For the best crunch I recommend storing your granola in the freezer. It doesn't actually "freeze" but the cool temperatures give the oats and nuts a nice texture.

Is it done yet?

  • Granola goes from done to burned pretty quickly so I recommend keeping an eye on it around the 40-minute mark. You want the granola to be golden but not brown since that's the difference between crunchy and enamel-shattering. Similar to chocolate chip cookies, the oats will come out of the oven and seem a little soft and undercooked. That's perfectly fine. As the granola cools it will harden and should be nice and crunchy after about 15 to 30 minutes.
  • As granola ages it gets harder. I store my batch in the freezer to preserve as much freshness and texture as possible.
  • If the coconut starts to look very dark, take the granola out. I've never had coconut burn before everything is done cooking so it's a good indicator.
  • You can see in the photos that the pecans are shiny and still retain a rich amber color. I've had success adding the pecans and walnuts at the beginning but if you find that they're burning, try adding the nuts halfway through the cooking time.

Fruit Substitution

Apricot season is about done in California but you can substitute any number of fruit purées. I think roasted peaches or applesauce would be even better than the apricots since they're sweeter. UPDATE: I tried peach purée and it was excellent. I highly recommend that option.


Below are some of the recipes I referenced for this post. I recommend giving these a read for ingredient inspiration and general info.

  • Smitten Kitchen - My appreciation to Deb Perelman for the egg white idea. The granola is both clumpier and crunchier since I incorporated that element.
  • David Lebovitz - As mentioned above, this was the second granola recipe I found with fruit purée and it inspired me to give that ingredient a go.
  • Gourmande in the Kitchen - Sylvie deconstructs granola and discusses the role that each ingredient plays.

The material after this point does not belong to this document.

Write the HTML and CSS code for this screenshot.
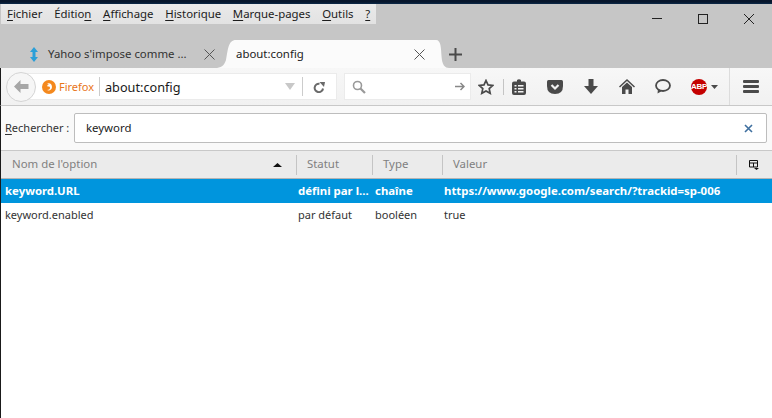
FILE: index.html
```html
<!DOCTYPE html>
<html lang="fr">
<head>
<meta charset="utf-8">
<title>about:config</title>
<link rel="stylesheet" href="styles.css">
</head>
<body>
<div class="top-edge"></div>
<div class="chrome">
  <div class="title-row">
    <nav class="menubar">
      <span><u>F</u>ichier</span><span>Éditio<u>n</u></span><span><u>A</u>ffichage</span><span><u>H</u>istorique</span><span><u>M</u>arque-pages</span><span><u>O</u>utils</span><span><u>?</u></span>
    </nav>
    <div class="winctl">
      <svg width="12" height="12" viewBox="0 0 12 12"><path d="M1 5.5h10" stroke="#222" fill="none"/></svg>
      <svg width="12" height="12" viewBox="0 0 12 12"><rect x="1.5" y="1.5" width="9" height="9" stroke="#222" fill="none"/></svg>
      <svg width="12" height="12" viewBox="0 0 12 12"><path d="M1 1l10 10M11 1L1 11" stroke="#222" fill="none"/></svg>
    </div>
  </div>
  <div class="tabs">
    <div class="tab">
      <svg class="fav" width="8" height="15" viewBox="0 0 8 15"><path d="M4 0L8 5H5.500V10H8L4 15 0 10H2.500V5H0z" fill="#2b9fd8"/></svg>
      <span class="tab-label">Yahoo s'impose comme ...</span>
      <svg class="tabx" width="11" height="11" viewBox="0 0 11 11"><path d="M.5.500l10 10M10.500.500l-10 10" stroke="#555" fill="none"/></svg>
    </div>
    <svg class="curve" width="21" height="28" viewBox="0 0 21 28"><path d="M0 28C6 28 9 26 11 20 13 10 13 0 21 0V28z" fill="#fbfbfb"/></svg>
    <div class="tab active">
      <span class="tab-label">about:config</span>
      <svg class="tabx" width="11" height="11" viewBox="0 0 11 11"><path d="M.5.500l10 10M10.500.500l-10 10" stroke="#555" fill="none"/></svg>
    </div>
    <svg class="curve" width="13" height="28" viewBox="0 0 13 28"><path d="M0 0C5 0 5 8 5.500 16 6 25 9 28 13 28H0z" fill="#fbfbfb"/></svg>
    <svg class="newtab" width="13" height="13" viewBox="0 0 13 13"><path d="M6.500 0v13M0 6.500h13" stroke="#4a4a4a" stroke-width="2" fill="none"/></svg>
  </div>
</div>
<div class="navbar">
  <div class="back">
    <svg width="15" height="13" viewBox="0 0 15 13"><path d="M6.500 0L0 6.500 6.500 13V9h8V4h-8z" fill="#a6a6a6"/></svg>
  </div>
  <div class="urlbar">
    <svg class="fx" width="14" height="14" viewBox="0 0 14 14"><circle cx="7" cy="7" r="7" fill="#f4891e"/><path d="M5 3.500c3-1 5 .5 5 3.500s-3 4-5 3c2 0 3-1 3-2.300 0-1-1-1.500-2.500-1.200C5 5.500 5.500 4.500 7 4.300 6.300 3.800 5.600 3.700 5 3.500z" fill="#fff"/></svg>
    <span class="fx-name">Firefox</span>
    <span class="url">about:config</span>
    <svg class="drop" width="10" height="7" viewBox="0 0 10 7"><path d="M0 0h10L5 7z" fill="#c8c8c8"/></svg>
    <span class="reload-wrap"><svg width="12" height="12" viewBox="0 0 12 12"><path d="M10 7.500A4.200 4.200 0 1 1 6.500 2.800" stroke="#6a6a6a" stroke-width="2" fill="none"/><path d="M6.500 1H12L11 6z" fill="#6a6a6a"/></svg></span>
  </div>
  <div class="searchbar">
    <svg width="14" height="14" viewBox="0 0 14 14"><circle cx="5.500" cy="5.500" r="4" stroke="#999" stroke-width="1.600" fill="none"/><path d="M8.500 8.500L13 13" stroke="#999" stroke-width="2.200"/></svg>
    <svg width="10" height="9" viewBox="0 0 10 9"><path d="M0 4.500h8M5.500 1l3.500 3.500L5.500 8" stroke="#888" stroke-width="1.500" fill="none"/></svg>
  </div>
  <div class="tools">
    <svg class="t-star" width="16" height="16" viewBox="0 0 16 16"><path d="M8 1.500l2 4.400 4.800.5-3.600 3.200 1 4.700L8 11.900l-4.200 2.400 1-4.700L1.200 6.400 6 5.900z" stroke="#4a4a4a" stroke-width="1.700" fill="none"/></svg>
    <i class="vsep"></i>
    <svg class="t-list" width="14" height="16" viewBox="0 0 14 16"><path d="M2 2.500h3V1q2-1.500 4 0v1.500h3q2 0 2 2V14q0 2-2 2H2q-2 0-2-2V4.500q0-2 2-2z" fill="#4a4a4a"/><path d="M2.500 6h2v1.500h-2zM6 6h5.500v1.500H6zM2.500 9h2v1.500h-2zM6 9h5.500v1.500H6zM2.500 12h2v1.500h-2zM6 12h5.500v1.500H6z" fill="#f3f3f3"/></svg>
    <svg class="t-pocket" width="16" height="14" viewBox="0 0 16 14"><path d="M1.500 0h13Q16 0 16 1.500V6q0 8-8 8T0 6V1.500Q0 0 1.500 0z" fill="#4a4a4a"/><path d="M4.500 5L8 8.500 11.500 5" stroke="#f3f3f3" stroke-width="2.200" fill="none"/></svg>
    <svg class="t-down" width="14" height="15" viewBox="0 0 14 15"><path d="M4.500 0h5v7H14l-7 8-7-8h4.500z" fill="#4a4a4a"/></svg>
    <svg class="t-home" width="16" height="15" viewBox="0 0 16 15"><path d="M8 0l8 7.500-1 1L8 2 1 8.500l-1-1z" fill="#4a4a4a"/><path d="M8 3.500l5 4.500v7H9.500v-4.500h-3V15H3V8z" fill="#4a4a4a"/></svg>
    <svg class="t-chat" width="16" height="15" viewBox="0 0 16 15"><ellipse cx="8" cy="6.500" rx="7" ry="5.500" stroke="#4a4a4a" stroke-width="1.800" fill="none"/><path d="M3 10l-.5 4.500L7 12z" fill="#4a4a4a"/></svg>
    <div class="abp"><span class="abp-badge">ABP</span><svg width="7" height="4" viewBox="0 0 7 4"><path d="M0 0h7L3.500 4z" fill="#4a4a4a"/></svg></div>
    <div class="menu-btn"><i></i><i></i><i></i></div>
  </div>
</div>
<div class="search-row">
  <label class="search-label"><u>R</u>echercher :</label>
  <div class="filter">
    <span class="filter-text">keyword</span>
    <svg width="9" height="9" viewBox="0 0 9 9"><path d="M1 1l7 7M8 1L1 8" stroke="#3f6f9f" stroke-width="1.600" fill="none"/></svg>
  </div>
</div>
<div class="table">
  <div class="thead">
    <div class="th th-name"><span class="th-label">Nom de l'option</span><svg width="9" height="4" viewBox="0 0 9 4"><path d="M4.500 0L9 4H0z" fill="#111"/></svg></div>
    <div class="th">Statut</div>
    <div class="th">Type</div>
    <div class="th">Valeur</div>
    <div class="th th-pick"><svg width="10" height="10" viewBox="0 0 10 10"><path d="M.5 .5h8v6.500h-8zM.5 3h8M4.500 3v4" stroke="#111" fill="none"/><path d="M5 8h5L7.500 10z" fill="#111"/></svg></div>
  </div>
  <div class="tr selected"><span>keyword.URL</span><span>défini par l...</span><span>chaîne</span><span>https://www.google.com/search/?trackid=sp-006</span></div>
  <div class="tr"><span>keyword.enabled</span><span>par défaut</span><span>booléen</span><span>true</span></div>
</div>
</body>
</html>
```

FILE: styles.css
```css
* { box-sizing: border-box; }
html, body { margin: 0; height: 100%; overflow: hidden; }
body {
  background: #fff;
  color: #222;
  font: 11.4px "Noto Sans", sans-serif;
  display: flex;
  flex-direction: column;
}
u { text-underline-offset: 2px; }
.top-edge { height: 4px; background: linear-gradient(#06162c 50%, #0b2a4a); flex: none; }
.chrome { background: #c6c6c6; height: 64px; flex: none; }
.title-row { height: 36px; display: flex; justify-content: space-between; align-items: flex-start; }
.menubar {
  margin-left: 1px;
  width: 375px;
  height: 20px;
  background: linear-gradient(#eaeaea, #e2e2e2);
  display: flex;
  align-items: center;
  padding: 0 0 1px 6px;
  gap: 11.7px;
  color: #1c1c1c;
  white-space: nowrap;
}
.winctl { display: flex; gap: 34px; margin: 9px 17px 0 0; }
.tabs { display: flex; height: 28px; padding-left: 21px; align-items: stretch; }
.tab { width: 194px; display: flex; align-items: center; padding-left: 9px; color: #333; }
.fav { margin-right: 10px; flex: none; }
.tab-label { flex: 1; white-space: nowrap; padding-bottom: 2px; }
.tabx { flex: none; }
.tab.active { width: 200px; padding-left: 0; background: #fbfbfb; color: #222; }
.tab.active .tabx { margin-right: 11px; }
.curve { flex: none; }
.newtab { align-self: center; margin-left: 0; }
.navbar {
  height: 38px;
  flex: none;
  display: flex;
  align-items: center;
  background: linear-gradient(#f7f7f7, #f1f1f1);
  border-bottom: 1px solid #c8c8c8;
  border-left: 1px solid #1a1a1a;
  padding-left: 5px;
}
.back {
  width: 30px; height: 30px; border-radius: 50%;
  background: #f6f6f6; border: 1px solid #d4d4d4;
  display: flex; align-items: center; justify-content: center;
  flex: none; z-index: 1;
}
.urlbar {
  width: 317px; height: 27px; margin-left: -16px; padding-left: 21px;
  background: #fff; border: 1px solid #ebebeb;
  display: flex; align-items: center;
}
.fx { flex: none; }
.fx-name { color: #e8761a; margin-left: 3px; border-right: 1px solid #ccc; line-height: 19px; width: 41px; flex: none; font-size: 11px; }
.url { font-size: 12.7px; margin-left: 5px; flex: 1; color: #1a1a1a; padding-top: 1px; }
.drop { margin-right: 7px; flex: none; }
.reload-wrap { border-left: 1px solid #ccc; height: 19px; padding: 0 11px 0 10px; display: flex; align-items: center; }
.searchbar {
  width: 127px; height: 27px; margin-left: 7px;
  background: #fff; border: 1px solid #ebebeb;
  display: flex; align-items: center; justify-content: space-between;
  padding: 0 5px 0 7px;
}
.tools { display: flex; align-items: center; height: 100%; flex: 1; }
.tools > svg { flex: none; }
.t-star { margin-left: 7px; }
.vsep { width: 1px; height: 16px; background: #c4c4c4; margin-left: 9px; }
.t-list { margin-left: 8px; }
.t-pocket { margin-left: 21px; }
.t-down { margin-left: 21px; }
.t-home { margin-left: 21px; }
.t-chat { margin-left: 20px; }
.abp { display: flex; align-items: center; gap: 4px; margin-left: 20px; }
.abp-badge {
  width: 16px; height: 16px; border-radius: 50%;
  background: #c40000; color: #fff; font: bold 8px/16px "Liberation Sans", sans-serif;
  text-align: center; letter-spacing: -.3px; white-space: nowrap;
}
.menu-btn {
  margin-left: 11px; height: 100%; border-left: 1px solid #dcdcdc;
  padding-left: 13px;
  display: flex; flex-direction: column; justify-content: center; gap: 2px;
}
.menu-btn i { display: block; width: 16px; height: 3px; background: #4a4a4a; border-radius: 1px; }
.search-row {
  height: 44px; flex: none;
  display: flex; align-items: center;
  background: #f9f9f9;
  border-left: 1px solid #1a1a1a;
  padding: 0 5px 0 4px;
  gap: 4px;
}
.search-label { color: #333; width: 65px; flex: none; white-space: nowrap; padding-bottom: 2px; font-size: 11px; }
.filter {
  flex: 1; height: 30px; background: #fff; border: 1px solid #bdbdbd; border-radius: 2px;
  display: flex; align-items: center; justify-content: space-between;
  padding: 0 13px 0 11px;
}
.filter-text { padding-bottom: 2px; }
.table { flex: 1; border-left: 1px solid #1a1a1a; }
.thead, .tr { display: grid; grid-template-columns: 296px 76px 70px 294px 1fr; }
.thead {
  height: 29px; background: #ebebeb;
  border-top: 1px solid #c8c8c8; border-bottom: 1px solid #b4b4b4;
  align-items: center; color: #7f7f7f;
}
.th { padding-left: 10px; height: 20px; line-height: 18px; border-right: 1px solid #c4c4c4; }
.th:last-child { border-right: 0; }
.th-name { display: flex; justify-content: space-between; align-items: center; padding-left: 11px; padding-right: 14px; }
.th-label { padding-bottom: 2px; }
.th-pick { display: flex; align-items: center; padding-left: 12px; }
.tr { height: 24px; align-items: center; color: #333; font-size: 11px; }
.tr span { white-space: nowrap; padding-bottom: 2px; }
.tr span:nth-child(1) { padding-left: 4px; }
.tr span:nth-child(2) { padding-left: 1px; }
.tr span:nth-child(3) { padding-left: 2px; }
.tr span:nth-child(4) { padding-left: 1px; }
.tr.selected { background: #0095dd; color: #fff; font-weight: 700; font-size: 11.4px; }
```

  • BPA-free Storage Containers (or here)
  • Cuisinart Mini-prep Food Processor (or here)
  • Chef'n Strawberry Huller - Rob gave me this little tool in my Christmas stocking last year. It's legit. The gadget removes the core perfectly, is easy to clean, and costs less than $10. I highly recommend a huller if you cook with strawberries on the regular or have kids that go through them by the ton.

Gaviota Strawberries at Harry's Berries - Santa Monica Farmers Market

Ingredients (This will make enough for multiple meals.)

Purée and Topping

  • 1/2 lb fresh apricots or peaches, halved and pitted (weighed after prep) Note: This should yield about 1/2 cup after roasting which is more than you need. Pretty sure you can put the extra to good use.
  • 2 pints fresh strawberries, hulled and cut in half
  • 2 tbsp honey


  • 2 1/2 cups rolled oats
  • 3/4 cup pecans
  • 1/4 cup walnuts
  • 3/4 cup unsweetened shredded coconut
  • 1 1/2 tsp cinnamon
  • 1/8 tsp grated nutmeg
  • 1/2 tsp flake-style salt


  • 4 oz apricot or peach purée (roughly a heaping 1/3 of a cup)
  • 1 tbsp + 2 tsp grape seed oil
  • 1/2 cup honey Note: If you oil the measuring cup it will help the honey slide out.
  • 1/2 tsp vanilla extract
  • 1 tbsp foamed egg whites


Purée and Topping

  • Move your oven rack to the middle position and heat to 375 degrees.
  • Split the baking sheet in two: Line a baking sheet with aluminum foil and then lay two pieces of parchment paper on top of that. For each piece of parchment, fold about 6 inches of one end so that it creates a 90-ish degree angle, then place the folded ends back to back in the center of the pan. This will divide the sheet so the juices stay separate.
  • Spread the strawberries out in a single layer on one side of the pan and then do the same with the apricot halves on the other side.
  • Drizzle the strawberries and apricots with with 1 tbsp of honey each (2 tbsp total), then gently toss to coat.
  • Roast for 40-50 minutes until the juices are starting to thicken and the fruit is slightly dehydrated.
  • Purée 3 oz of roasted apricots. Note: Check on the fruit at the 30-minute mark to make sure things aren't moving along too quickly.
  • Transfer the cooled fruit and any juice/syrup to airtight containers and refrigerate or freeze based on your needs.


  • Move your oven rack to the middle position and heat to 300 degrees.
  • Line a baking sheet with aluminum foil and then lay a piece of parchment paper on top of that.
  • Combine your dry ingredients.


  • In a small non-stick skillet, heat the honey, grape seed oil, and fruit purée over medium-low until warm. Turn off the heat, add the vanilla, and stir to combine.
  • Whisk the egg white until slightly foamy. Note: This will be more than the 1 tbsp that you need.


  • Add the honey and egg white mixtures to your dry ingredients and thoroughly combine.
  • Spread the granola out on the parchment in an even layer and lightly pat it into place (this will help form clumps).
  • Bake for 50 to 60 minutes. At the 30-minute mark, use a wide spatula and carefully (so as to preserve the clumps) turn large sections of the granola over.
  • Bake until the granola is a deep golden color (but not brown) and then cool completely before storing.



Roasted fruit can be refrigerated in a BPA-free container for up to 3 days or it can be frozen. I prefer using small glass containers so that it's easy to defrost small batches in the microwave.


I keep my granola in the freezer so I'm not sure how long the texture lasts when stored at room temperature. The granola is extra crunchy right out of the cooler (which I like) but settles down after about 5 to 10 minutes. No defrosting needed.